Depending on whom you talk to, it might be a giant fish, or it might be a mammal, or the lake might have both monstrous fish and monstrous mammals. There may be only one monster or there could be eight or more. It could be 30 feet long, and it could be longer than a football field.

State-run media reported that tourists from Beijing had seen it and even caught it on video. (The clip has now been viewed more than 900,000 times on YouTube and sort of could be something much as all photos of Nessie looked sort of possible.)

According to Xinjiang TV, the tourists were sitting in a boat on the lake when ‘two huge black aquatic animals with the length of more than 10 meters sprang out from the surface in succession.’

A retired border policeman, Tolugen Zikeli said, ‘The monster is fake, it’s a lie. It’s just to attract tourists.’
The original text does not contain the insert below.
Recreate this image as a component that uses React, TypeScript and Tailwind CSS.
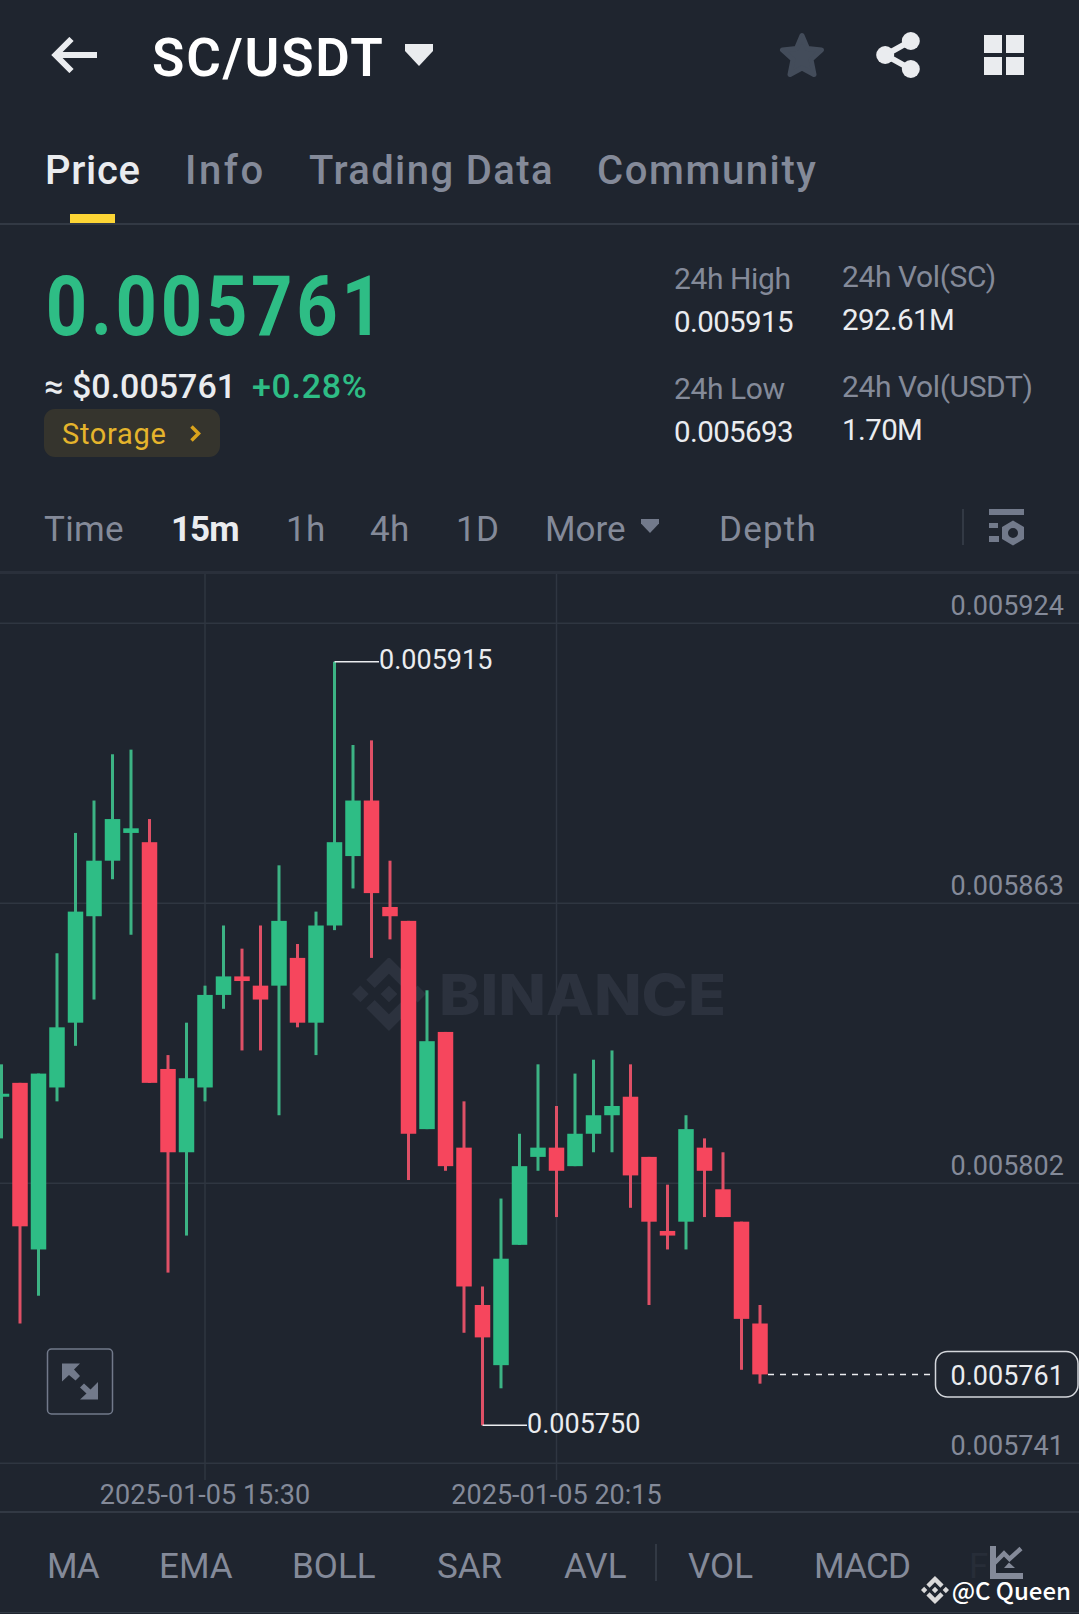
import clsx from "clsx";
import { SiBinance } from "react-icons/si";

const tabs = [
  { label: "Price", width: "w-[140px]", tracking: "tracking-[0.7px]" },
  { label: "Info", width: "w-[124px]", tracking: "tracking-[2.6px]" },
  { label: "Trading Data", width: "w-[288px]", tracking: "tracking-[1.4px]" },
  { label: "Community", width: "w-[230px]", tracking: "tracking-[1.6px]" },
];

const stats = [
  [
    { label: "24h High", value: "0.005915" },
    { label: "24h Low", value: "0.005693" },
  ],
  [
    { label: "24h Vol(SC)", value: "292.61M" },
    { label: "24h Vol(USDT)", value: "1.70M" },
  ],
];

const intervals = [
  { label: "Time", width: "w-[127px]" },
  { label: "15m", width: "w-[115px]" },
  { label: "1h", width: "w-[84px]" },
  { label: "4h", width: "w-[86px]" },
  { label: "1D", width: "w-[89px]" },
];

const overlays = [
  { label: "MA", width: "w-[112px]" },
  { label: "EMA", width: "w-[133px]" },
  { label: "BOLL", width: "w-[145px]" },
  { label: "SAR", width: "w-[127px]" },
  { label: "AVL", width: "w-[91px]" },
];

// [open, high, low, close] in units of 0.000001
const candles = [
  [5821, 5828, 5812, 5821],
  [5824, 5824, 5772, 5793],
  [5788, 5826, 5778, 5826],
  [5823, 5852, 5820, 5836],
  [5837, 5878, 5832, 5861],
  [5860, 5885, 5842, 5872],
  [5872, 5895, 5868, 5881],
  [5878, 5896, 5856, 5879],
  [5876, 5881, 5824, 5824],
  [5827, 5830, 5783, 5809],
  [5809, 5837, 5791, 5825],
  [5823, 5845, 5820, 5843],
  [5843, 5858, 5840, 5847],
  [5847, 5853, 5831, 5846],
  [5845, 5858, 5831, 5842],
  [5845, 5871, 5817, 5859],
  [5851, 5854, 5836, 5837],
  [5837, 5861, 5830, 5858],
  [5858, 5915, 5857, 5876],
  [5873, 5897, 5866, 5885],
  [5885, 5898, 5851, 5865],
  [5862, 5872, 5855, 5860],
  [5859, 5859, 5803, 5813],
  [5814, 5844, 5814, 5833],
  [5835, 5835, 5805, 5806],
  [5810, 5820, 5770, 5780],
  [5776, 5780, 5750, 5769],
  [5763, 5799, 5758, 5786],
  [5789, 5813, 5789, 5806],
  [5808, 5828, 5805, 5810],
  [5810, 5819, 5795, 5805],
  [5806, 5826, 5806, 5813],
  [5813, 5829, 5809, 5817],
  [5817, 5831, 5809, 5819],
  [5821, 5828, 5797, 5804],
  [5808, 5808, 5776, 5794],
  [5792, 5802, 5788, 5791],
  [5794, 5817, 5788, 5814],
  [5810, 5812, 5795, 5805],
  [5801, 5809, 5795, 5795],
  [5794, 5794, 5762, 5773],
  [5772, 5776, 5759, 5761],
];

const gridRows = [
  { y: 49.3, label: "0.005924" },
  { y: 329.3, label: "0.005863" },
  { y: 609.3, label: "0.005802" },
  { y: 889.3, label: "0.005741" },
];

const gridColumns = [
  { x: 205, label: "2025-01-05 15:30" },
  { x: 556.5, label: "2025-01-05 20:15" },
];

const candleX = (index: number) => 1.5 + index * 18.5;
const priceY = (price: number) => 87.7 + (5915 - price) * 4.628;

function Caret({ className }: { className: string }) {
  return (
    <svg viewBox="0 0 28 22" className={className} fill="currentColor" preserveAspectRatio="none">
      <path d="M0 0H28V7L14 22L0 7Z" />
    </svg>
  );
}

function Header() {
  return (
    <header className="flex h-[110px] items-center pl-[51px] text-[#eaecef]">
      <svg viewBox="0 0 46 36" className="h-[36px] w-[46px]" fill="none" stroke="currentColor" strokeWidth="6">
        <path d="M46 18H5M20.5 2L4.5 18L20.5 34" />
      </svg>
      <h1 className="w-[308px] pt-[6px] pl-[55px] text-[53px] leading-none font-semibold tracking-[1.8px] whitespace-nowrap text-white">
        SC/USDT
      </h1>
      <Caret className="h-[22px] w-[28px]" />
      <svg viewBox="0 0 46 46" className="ml-[346px] h-[46px] w-[46px] text-[#434c5a]" fill="currentColor" stroke="currentColor" strokeWidth="5" strokeLinejoin="round">
        <path d="M23 3.500L28.500 16.500L42.500 18L32 27.500L35 42.500L23 36L11 42.500L14 27.500L3.500 18L17.500 16.500Z" />
      </svg>
      <svg viewBox="0 0 44 46" className="ml-[51px] h-[46px] w-[44px]" fill="currentColor">
        <path d="M34.500 9L9.500 23L34.500 37" fill="none" stroke="currentColor" strokeWidth="6" />
        <circle cx="9.200" cy="23" r="9" />
        <circle cx="34.800" cy="9" r="9" />
        <circle cx="34.800" cy="37" r="9" />
      </svg>
      <div className="ml-[64px] grid grid-cols-2 gap-[4px]">
        <span className="size-[18px] bg-current" />
        <span className="size-[18px] bg-current" />
        <span className="size-[18px] bg-current" />
        <span className="size-[18px] bg-current" />
      </div>
    </header>
  );
}

function Tabs() {
  return (
    <nav className="flex h-[115px] border-b-2 border-[#323944] pl-[45px] text-[40px] font-medium">
      {tabs.map((tab, index) => (
        <div key={tab.label} className={clsx("shrink-0", tab.width)}>
          <div className="inline-flex flex-col items-center">
            <span
              className={clsx(
                "h-[104px] pt-[17px] leading-[87px] whitespace-nowrap",
                tab.tracking,
                index === 0 ? "text-[#eaecef]" : "text-[#848a99]"
              )}
            >
              {tab.label}
            </span>
            {index === 0 && <span className="h-[9px] w-[45px] bg-[#fcd535]" />}
          </div>
        </div>
      ))}
    </nav>
  );
}

function Summary() {
  return (
    <section className="flex h-[262px] pl-[44px]">
      <div className="w-[632px] pt-[40px]">
        <div className="w-fit origin-left scale-x-[0.87] pl-[2px] text-[83px] leading-[84px] font-bold tracking-[4.3px] text-[#2ebd85]">
          0.005761
        </div>
        <div className="mt-[19px] flex h-[36px] items-center text-[34px] leading-none font-medium whitespace-nowrap">
          <span className="w-[28px] text-[#eaecef]">≈</span>
          <span className="w-[180px] text-[#eaecef]">$0.005761</span>
          <span className="tracking-[0.7px] text-[#2ebd85]">+0.28%</span>
        </div>
        <div className="mt-[5px] flex h-[48px] w-[176px] items-center rounded-[11px] bg-[#35342d] pl-[18px] text-[29px] leading-none tracking-[0.7px] text-[#e5b42c]">
          <span className="w-[128px] pt-[2px]">Storage</span>
          <svg viewBox="0 0 11 17" className="h-[17px] w-[11px]" fill="none" stroke="#d9a31c" strokeWidth="3.500">
            <path d="M1.500 1.500L8.500 8.500L1.500 15.500" />
          </svg>
        </div>
      </div>
      {stats.map((column, index) => (
        <div
          key={index}
          className={clsx(
            "flex flex-col gap-[23px] whitespace-nowrap",
            index === 0 ? "w-[168px] pt-[32px]" : "pt-[30px]"
          )}
        >
          {column.map((stat) => (
            <div key={stat.label} className="-ml-[2px]">
              <div className="text-[30px] leading-[43px] tracking-[-0.4px] text-[#848a99]">{stat.label}</div>
              <div className="text-[29.500px] leading-[44px] tracking-[-0.6px] text-[#eaecef]">{stat.value}</div>
            </div>
          ))}
        </div>
      ))}
    </section>
  );
}

function Intervals() {
  return (
    <div className="flex h-[87px] items-center border-b-[3px] border-[#2a303b] pl-[44px] text-[35px] leading-none text-[#848a99]">
      {intervals.map((interval) => (
        <span
          key={interval.label}
          className={clsx(
            "shrink-0",
            interval.width,
            interval.label === "15m" ? "font-bold tracking-[-1px] text-[#eaecef]" : "tracking-[0.3px]"
          )}
        >
          {interval.label}
        </span>
      ))}
      <span className="w-[96px]">More</span>
      <Caret className="-mt-[6px] h-[14px] w-[18px] text-[#727a8b]" />
      <span className="ml-[60px] w-[243px] tracking-[1.200px]">Depth</span>
      <span className="-mt-[5px] h-[36px] w-[2px] bg-[#323944]" />
      <svg viewBox="0 0 35 38" className="-mt-[4px] ml-[25px] h-[38px] w-[35px] text-[#727a8b]" fill="currentColor">
        <path d="M0 1H35V7H0ZM0 15H9V20H0ZM0 28H10V34H0Z" />
        <path fillRule="evenodd" d="M24 12.500L35 19V31L24 37.500L13 31V19ZM24 20A5 5 0 1 0 24 30A5 5 0 1 0 24 20Z" />
      </svg>
    </div>
  );
}

function Chart() {
  const lastY = priceY(5761);
  const lowY = priceY(5750);

  return (
    <svg viewBox="0 0 1079 937" className="block h-[937px] w-[1079px] text-[27px]">
      <g stroke="#2f3641" strokeWidth="1.500">
        {gridRows.map((row) => (
          <line key={row.label} x1="0" x2="1079" y1={row.y} y2={row.y} />
        ))}
        {gridColumns.map((column) => (
          <line key={column.label} x1={column.x} x2={column.x} y1="0" y2="906" />
        ))}
      </g>

      <SiBinance x="352" y="383" size="74" color="#2c323e" />
      <text
        x="439"
        y="440.500"
        className="text-[57px] font-extrabold"
        fontFamily="Inter"
        fill="#2c323e"
        textLength="287"
        lengthAdjust="spacingAndGlyphs"
      >
        BINANCE
      </text>

      {candles.map(([open, high, low, close], index) => {
        const up = close >= open;
        const top = priceY(Math.max(open, close));
        const height = Math.abs(open - close) * 4.628;
        return (
          <g key={index}>
            <rect
              x={candleX(index) - 1.5}
              y={priceY(high)}
              width="3"
              height={(high - low) * 4.628}
              fill={up ? "#3cb384" : "#df5066"}
            />
            <rect
              x={candleX(index) - 7.75}
              y={height === 0 ? top - 3 : top}
              width="15.500"
              height={Math.max(height, 3)}
              fill={up ? "#2ebd85" : "#f6465d"}
            />
          </g>
        );
      })}

      <g stroke="#eaecef" strokeWidth="1.500">
        <line x1="334.500" x2="379" y1="87.700" y2="87.700" />
        <line x1="482.500" x2="527" y1={lowY} y2={lowY} />
        <line x1="768" x2="932" y1={lastY} y2={lastY} strokeDasharray="6 6" />
      </g>
      <rect x="935.500" y="777.500" width="142.500" height="45.500" rx="12" fill="#1f252f" stroke="#d3d6db" strokeWidth="1.500" />

      <g fill="#eaecef">
        <text x="379" y="95">0.005915</text>
        <text x="527" y="859">0.005750</text>
        <text x="950.500" y="811">0.005761</text>
      </g>
      <g fill="#848a99">
        {gridRows.map((row) => (
          <text key={row.label} x="950.500" y={row.y - 8}>
            {row.label}
          </text>
        ))}
        {gridColumns.map((column) => (
          <text key={column.label} x={column.x} y="930" textAnchor="middle">
            {column.label}
          </text>
        ))}
      </g>

      <g transform="translate(47.500 775)">
        <rect width="65" height="65" rx="4" fill="none" stroke="#727a8b" strokeWidth="1.500" />
        <path
          d="M14.500 14.500H32.500L26.500 20.500L32.500 27L28 31.500L21.500 26L14.500 32.500ZM50.500 50.500H32.500L39 44.500L32.500 38.500L36.500 34.500L43 40.500L50.500 33Z"
          fill="#727a8b"
        />
      </g>
    </svg>
  );
}

function Indicators() {
  return (
    <footer className="flex h-[102px] items-center border-t-2 border-b border-[#323944] pt-[7px] pl-[47px] text-[35px] leading-none text-[#848a99]">
      {overlays.map((item) => (
        <span key={item.label} className={clsx("shrink-0", item.width, item.label === "MA" && "tracking-[-1px]")}>
          {item.label}
        </span>
      ))}
      <span className="-mt-[8px] mr-[31px] h-[37px] w-[2px] shrink-0 bg-[#323944]" />
      <span className="w-[126px]">VOL</span>
      <span className="w-[155px] tracking-[-0.8px]">MACD</span>
      <span className="w-[21px] text-[#272d38]">F</span>
      <svg viewBox="0 0 33 33" className="-mt-[7px] h-[33px] w-[33px]" fill="currentColor">
        <path d="M0 0H6V27H33V33H0Z" />
        <path d="M4 17.500L14 7.500L19.500 13L31 2.500" fill="none" stroke="currentColor" strokeWidth="4.500" />
        <path d="M14 22L19 16.500L25 22Z" />
      </svg>
    </footer>
  );
}

function App() {
  return (
    <div className="relative h-[1614px] w-[1079px] overflow-hidden bg-[#1f252f] font-[Roboto,sans-serif]">
      <Header />
      <Tabs />
      <Summary />
      <Intervals />
      <Chart />
      <Indicators />
      <div className="absolute right-[8px] bottom-[6px] flex h-[36px] items-center gap-[3px] font-['Noto_Sans_CJK_SC',sans-serif] text-[24px] leading-none font-medium whitespace-nowrap text-white">
        <SiBinance className="size-[28px] text-[#d9d9d9]" />
        <span>@C Queen</span>
      </div>
    </div>
  );
}

export default App;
The monster, real of not, is called Hobzhk, which means something like ‘always changing’ or ’strange’ in Tuvan.

The park’s director, Tan Wei Ping,  swears he HAS seen the monster. Indeed, he claims to have seen four of them at once, each 45 feet long. He said, ‘The monster has been here for a long time, as long as the Tuvan people have been here. But monster is just the word that the Tuvans use — it’s just an animal with no name.’